* begin *
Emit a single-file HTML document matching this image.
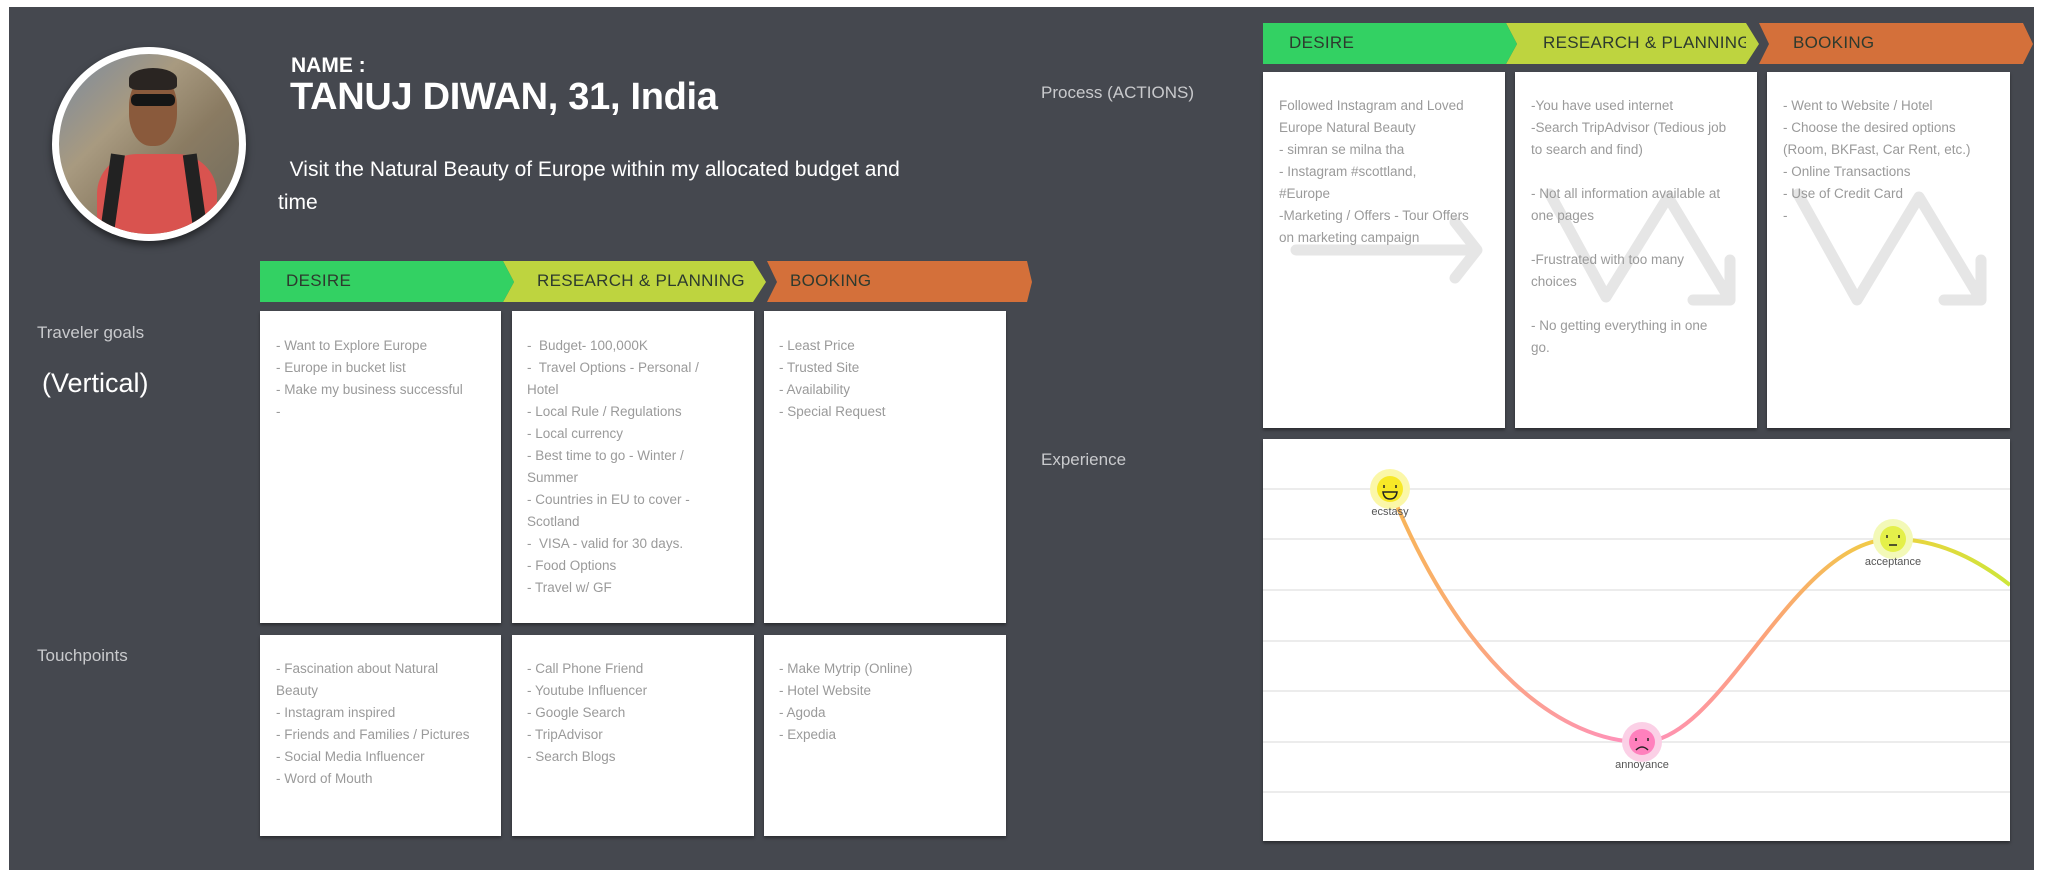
* end *
* begin *
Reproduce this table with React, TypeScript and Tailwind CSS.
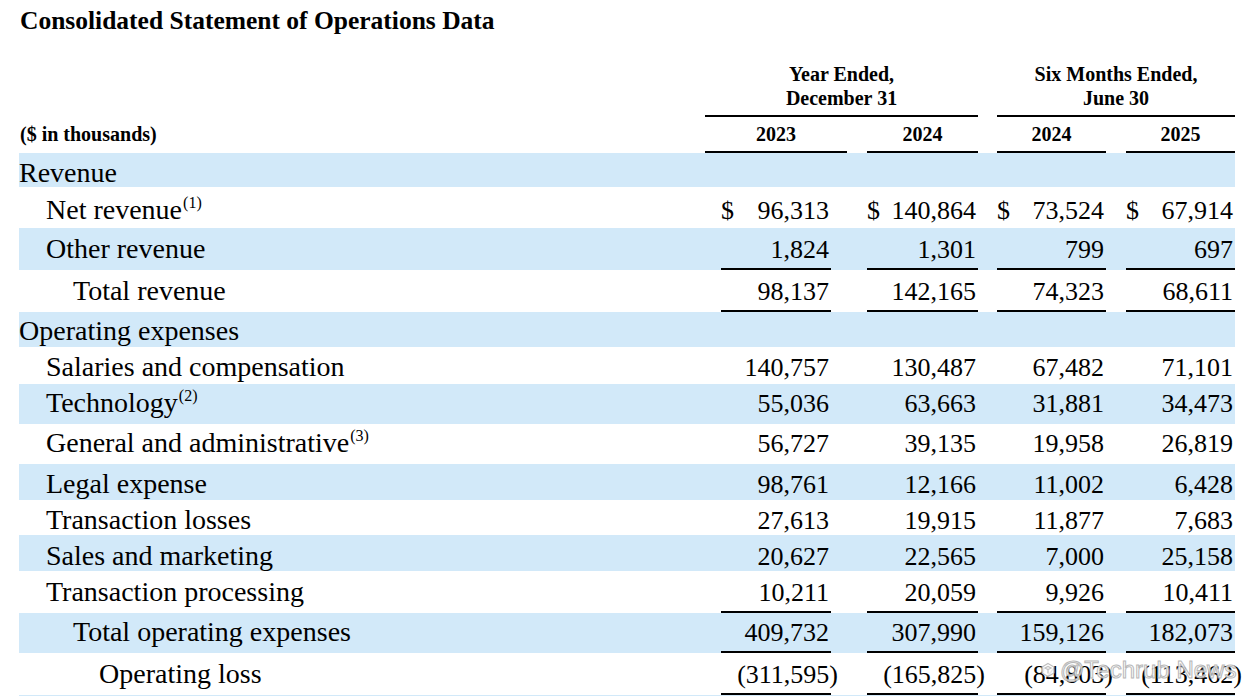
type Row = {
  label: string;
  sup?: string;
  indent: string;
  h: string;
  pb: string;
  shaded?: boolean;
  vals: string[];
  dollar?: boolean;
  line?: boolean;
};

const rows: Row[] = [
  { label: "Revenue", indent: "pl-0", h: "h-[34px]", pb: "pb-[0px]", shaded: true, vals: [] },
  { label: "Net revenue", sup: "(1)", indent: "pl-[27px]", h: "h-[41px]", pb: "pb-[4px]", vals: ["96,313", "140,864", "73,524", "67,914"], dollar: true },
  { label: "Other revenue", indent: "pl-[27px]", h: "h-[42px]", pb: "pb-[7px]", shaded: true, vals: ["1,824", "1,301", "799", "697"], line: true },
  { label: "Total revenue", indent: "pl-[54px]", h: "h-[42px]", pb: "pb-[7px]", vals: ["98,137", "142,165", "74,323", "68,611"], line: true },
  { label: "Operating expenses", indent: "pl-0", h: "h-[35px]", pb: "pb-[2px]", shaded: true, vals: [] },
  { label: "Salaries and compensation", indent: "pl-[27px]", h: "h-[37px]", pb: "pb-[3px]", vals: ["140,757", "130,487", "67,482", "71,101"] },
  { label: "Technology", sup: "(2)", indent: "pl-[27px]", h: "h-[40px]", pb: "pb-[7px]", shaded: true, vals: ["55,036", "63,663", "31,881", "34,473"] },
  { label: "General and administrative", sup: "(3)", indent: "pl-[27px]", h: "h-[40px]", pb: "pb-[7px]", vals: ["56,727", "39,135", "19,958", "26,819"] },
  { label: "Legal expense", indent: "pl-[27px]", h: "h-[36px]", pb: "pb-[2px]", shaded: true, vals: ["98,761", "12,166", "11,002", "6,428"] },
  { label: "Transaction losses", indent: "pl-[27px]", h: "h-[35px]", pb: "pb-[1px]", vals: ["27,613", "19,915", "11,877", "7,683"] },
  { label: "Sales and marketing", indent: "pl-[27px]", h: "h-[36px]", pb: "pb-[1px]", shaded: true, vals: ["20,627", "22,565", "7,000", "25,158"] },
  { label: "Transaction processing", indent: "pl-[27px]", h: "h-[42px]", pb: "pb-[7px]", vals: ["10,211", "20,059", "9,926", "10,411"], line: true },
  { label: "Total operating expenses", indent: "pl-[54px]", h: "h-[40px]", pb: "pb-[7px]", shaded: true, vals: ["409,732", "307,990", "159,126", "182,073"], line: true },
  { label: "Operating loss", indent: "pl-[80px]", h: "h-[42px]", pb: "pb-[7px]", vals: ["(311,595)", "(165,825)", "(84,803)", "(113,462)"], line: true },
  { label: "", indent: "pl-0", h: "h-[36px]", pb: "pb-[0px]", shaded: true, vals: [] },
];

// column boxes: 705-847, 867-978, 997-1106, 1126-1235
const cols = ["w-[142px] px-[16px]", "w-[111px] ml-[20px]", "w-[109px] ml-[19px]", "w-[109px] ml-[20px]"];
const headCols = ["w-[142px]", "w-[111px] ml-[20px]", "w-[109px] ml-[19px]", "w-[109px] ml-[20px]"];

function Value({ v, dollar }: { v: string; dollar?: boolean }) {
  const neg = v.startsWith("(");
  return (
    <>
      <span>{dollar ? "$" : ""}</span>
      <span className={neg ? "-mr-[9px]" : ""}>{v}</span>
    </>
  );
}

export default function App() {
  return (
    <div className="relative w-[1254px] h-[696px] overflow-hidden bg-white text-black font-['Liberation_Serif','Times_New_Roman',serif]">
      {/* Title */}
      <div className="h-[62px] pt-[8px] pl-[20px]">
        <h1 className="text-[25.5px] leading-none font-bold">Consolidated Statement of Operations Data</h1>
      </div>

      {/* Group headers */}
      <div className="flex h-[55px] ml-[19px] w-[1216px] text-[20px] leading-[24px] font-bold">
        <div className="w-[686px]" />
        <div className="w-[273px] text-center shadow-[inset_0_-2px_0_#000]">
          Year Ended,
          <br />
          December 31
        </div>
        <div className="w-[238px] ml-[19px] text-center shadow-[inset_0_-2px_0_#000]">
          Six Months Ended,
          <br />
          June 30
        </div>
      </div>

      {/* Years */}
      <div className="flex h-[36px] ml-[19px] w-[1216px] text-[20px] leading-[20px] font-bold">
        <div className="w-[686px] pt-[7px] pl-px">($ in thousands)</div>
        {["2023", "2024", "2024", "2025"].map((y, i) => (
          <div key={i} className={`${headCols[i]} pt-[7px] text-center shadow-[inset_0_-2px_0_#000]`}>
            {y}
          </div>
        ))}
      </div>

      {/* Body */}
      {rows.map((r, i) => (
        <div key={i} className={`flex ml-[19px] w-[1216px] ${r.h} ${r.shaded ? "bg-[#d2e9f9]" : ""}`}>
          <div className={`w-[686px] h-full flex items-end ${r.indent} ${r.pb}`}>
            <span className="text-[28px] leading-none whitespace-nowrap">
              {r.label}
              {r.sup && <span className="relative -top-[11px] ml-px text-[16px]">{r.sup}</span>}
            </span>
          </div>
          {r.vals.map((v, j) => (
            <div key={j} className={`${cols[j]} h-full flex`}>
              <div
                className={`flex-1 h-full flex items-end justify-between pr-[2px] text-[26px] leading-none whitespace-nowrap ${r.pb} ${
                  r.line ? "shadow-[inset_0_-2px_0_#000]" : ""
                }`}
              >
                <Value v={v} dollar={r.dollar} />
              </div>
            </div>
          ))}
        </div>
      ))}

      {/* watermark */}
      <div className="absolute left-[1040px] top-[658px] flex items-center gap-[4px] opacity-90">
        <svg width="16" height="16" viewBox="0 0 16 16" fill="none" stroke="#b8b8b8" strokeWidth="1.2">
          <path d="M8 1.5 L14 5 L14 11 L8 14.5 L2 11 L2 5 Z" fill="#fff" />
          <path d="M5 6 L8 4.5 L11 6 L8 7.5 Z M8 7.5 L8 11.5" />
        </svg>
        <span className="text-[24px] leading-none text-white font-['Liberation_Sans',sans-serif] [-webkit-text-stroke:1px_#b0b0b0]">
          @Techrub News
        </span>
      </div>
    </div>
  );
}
* end *
* begin *
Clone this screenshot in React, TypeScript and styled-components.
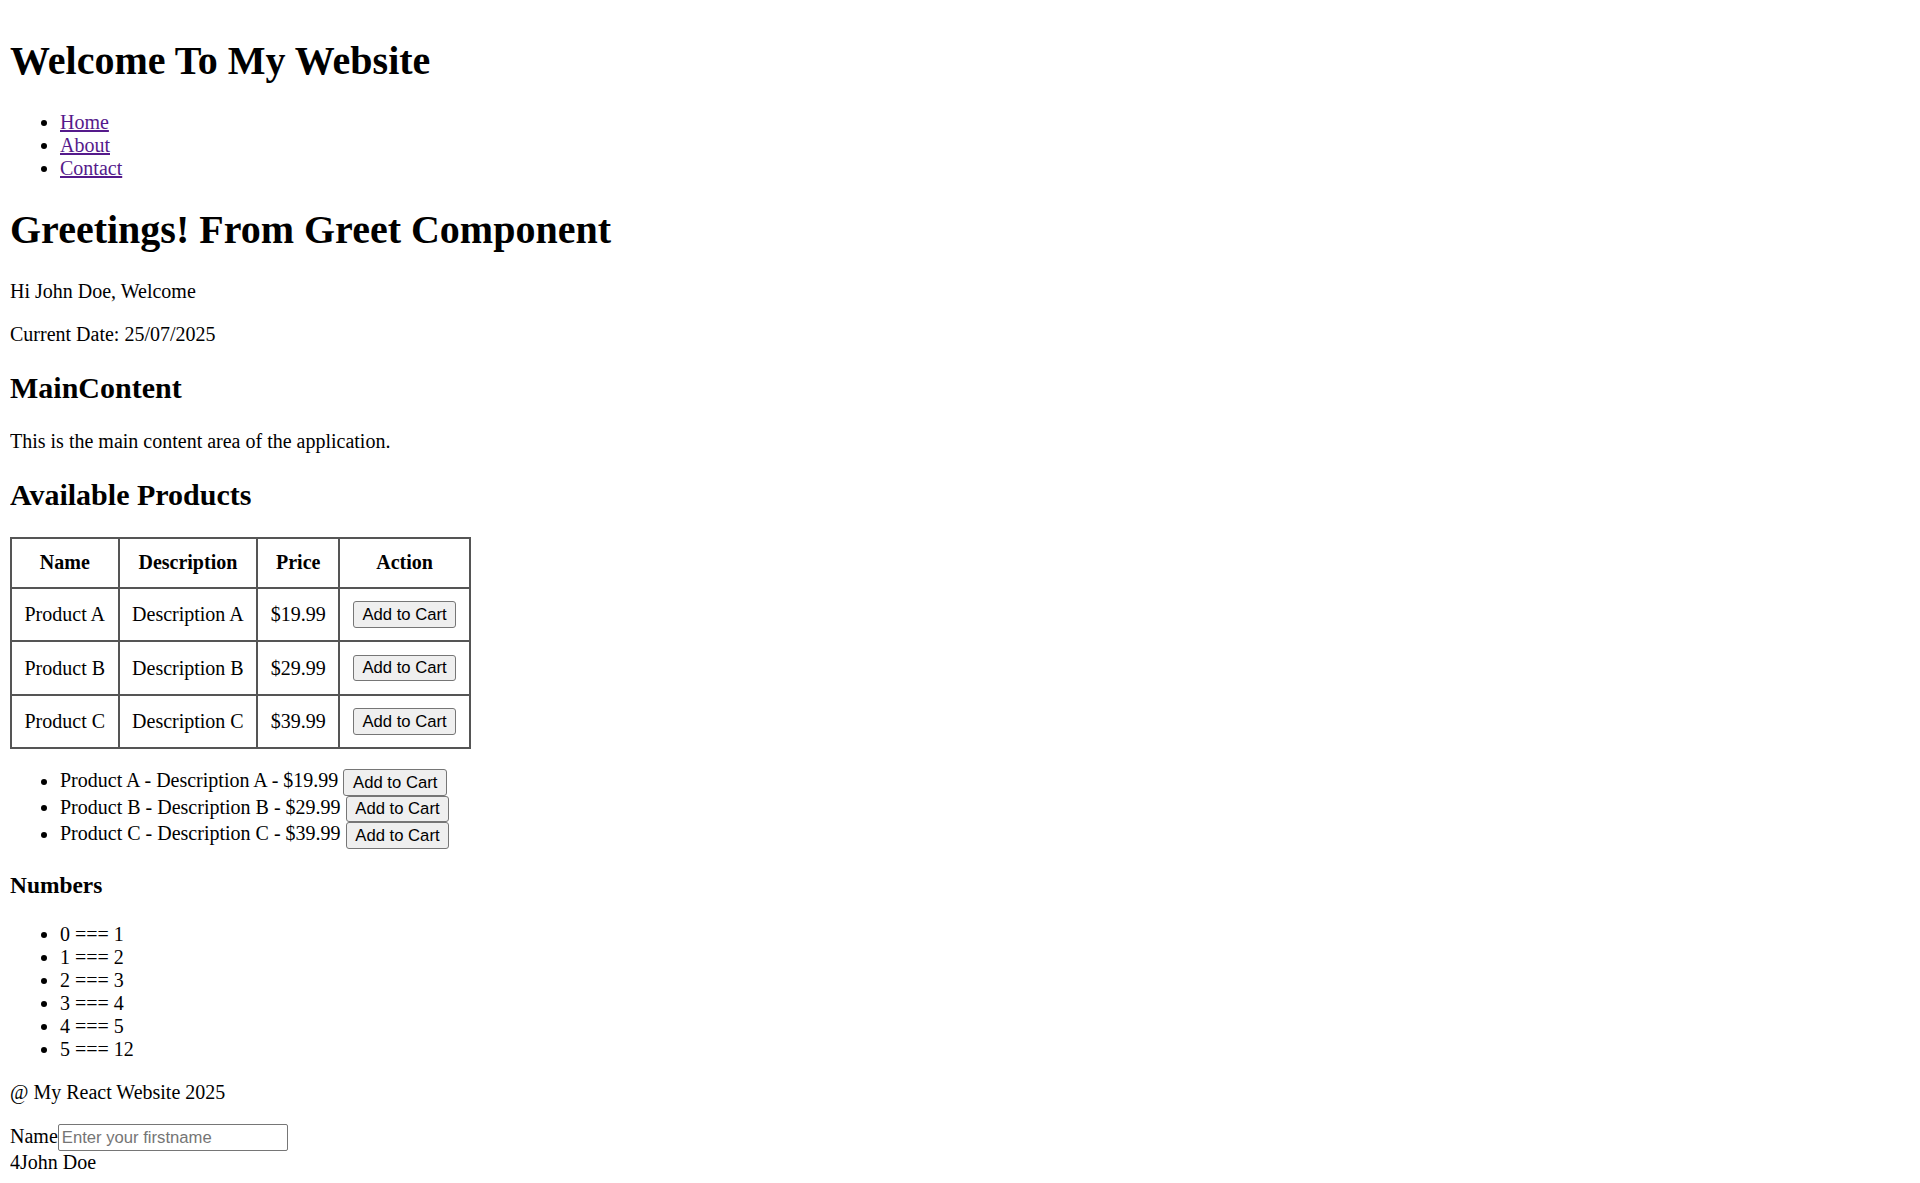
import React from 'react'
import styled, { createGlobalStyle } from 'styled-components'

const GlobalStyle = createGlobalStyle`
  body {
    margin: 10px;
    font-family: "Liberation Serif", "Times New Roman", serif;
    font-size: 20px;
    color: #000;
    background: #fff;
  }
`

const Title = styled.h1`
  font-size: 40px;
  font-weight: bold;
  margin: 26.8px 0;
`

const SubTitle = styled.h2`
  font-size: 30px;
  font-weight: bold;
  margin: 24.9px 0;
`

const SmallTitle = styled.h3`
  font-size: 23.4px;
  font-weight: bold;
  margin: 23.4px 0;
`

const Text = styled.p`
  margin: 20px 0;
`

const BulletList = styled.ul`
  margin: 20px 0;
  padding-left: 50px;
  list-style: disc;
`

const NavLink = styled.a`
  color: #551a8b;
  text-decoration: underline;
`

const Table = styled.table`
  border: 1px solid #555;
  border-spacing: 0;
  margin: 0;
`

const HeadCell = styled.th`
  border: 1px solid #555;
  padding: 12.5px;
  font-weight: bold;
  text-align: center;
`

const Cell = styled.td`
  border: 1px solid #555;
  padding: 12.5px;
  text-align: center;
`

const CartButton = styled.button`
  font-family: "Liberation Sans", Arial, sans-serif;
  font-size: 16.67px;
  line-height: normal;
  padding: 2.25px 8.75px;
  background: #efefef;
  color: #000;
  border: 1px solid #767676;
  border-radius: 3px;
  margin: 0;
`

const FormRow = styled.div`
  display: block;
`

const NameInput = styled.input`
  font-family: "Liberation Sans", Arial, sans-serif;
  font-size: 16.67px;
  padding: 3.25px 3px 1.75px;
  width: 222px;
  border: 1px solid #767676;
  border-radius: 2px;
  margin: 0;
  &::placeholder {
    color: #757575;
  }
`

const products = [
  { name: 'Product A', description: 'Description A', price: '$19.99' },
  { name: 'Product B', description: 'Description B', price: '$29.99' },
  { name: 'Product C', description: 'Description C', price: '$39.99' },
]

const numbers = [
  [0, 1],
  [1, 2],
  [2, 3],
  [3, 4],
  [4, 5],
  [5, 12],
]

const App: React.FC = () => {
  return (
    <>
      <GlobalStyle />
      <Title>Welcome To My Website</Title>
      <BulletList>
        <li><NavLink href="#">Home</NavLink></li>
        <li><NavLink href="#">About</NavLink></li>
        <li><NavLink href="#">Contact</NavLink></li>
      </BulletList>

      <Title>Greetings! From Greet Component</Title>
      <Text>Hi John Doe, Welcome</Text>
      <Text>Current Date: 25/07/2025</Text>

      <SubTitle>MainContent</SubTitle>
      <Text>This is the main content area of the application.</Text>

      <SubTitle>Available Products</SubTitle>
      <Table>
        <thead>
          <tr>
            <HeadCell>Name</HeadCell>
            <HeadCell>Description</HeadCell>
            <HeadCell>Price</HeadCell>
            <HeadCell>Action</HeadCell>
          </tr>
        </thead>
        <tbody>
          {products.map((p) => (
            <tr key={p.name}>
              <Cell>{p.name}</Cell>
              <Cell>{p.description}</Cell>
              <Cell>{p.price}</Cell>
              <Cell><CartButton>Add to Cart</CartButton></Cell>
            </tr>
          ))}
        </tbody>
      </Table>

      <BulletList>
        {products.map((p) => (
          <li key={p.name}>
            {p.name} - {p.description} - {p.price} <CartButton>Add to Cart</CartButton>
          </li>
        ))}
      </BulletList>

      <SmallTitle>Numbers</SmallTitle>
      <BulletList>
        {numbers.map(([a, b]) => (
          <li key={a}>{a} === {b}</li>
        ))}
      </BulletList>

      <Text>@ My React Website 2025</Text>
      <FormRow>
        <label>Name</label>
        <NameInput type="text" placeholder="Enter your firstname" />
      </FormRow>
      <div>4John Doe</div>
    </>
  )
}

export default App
* end *
Written task: Go through the records above, find every line with the word "components", and list those lines.

Result:
Clone this screenshot in React, TypeScript and styled-components.
import styled, { createGlobalStyle } from 'styled-components'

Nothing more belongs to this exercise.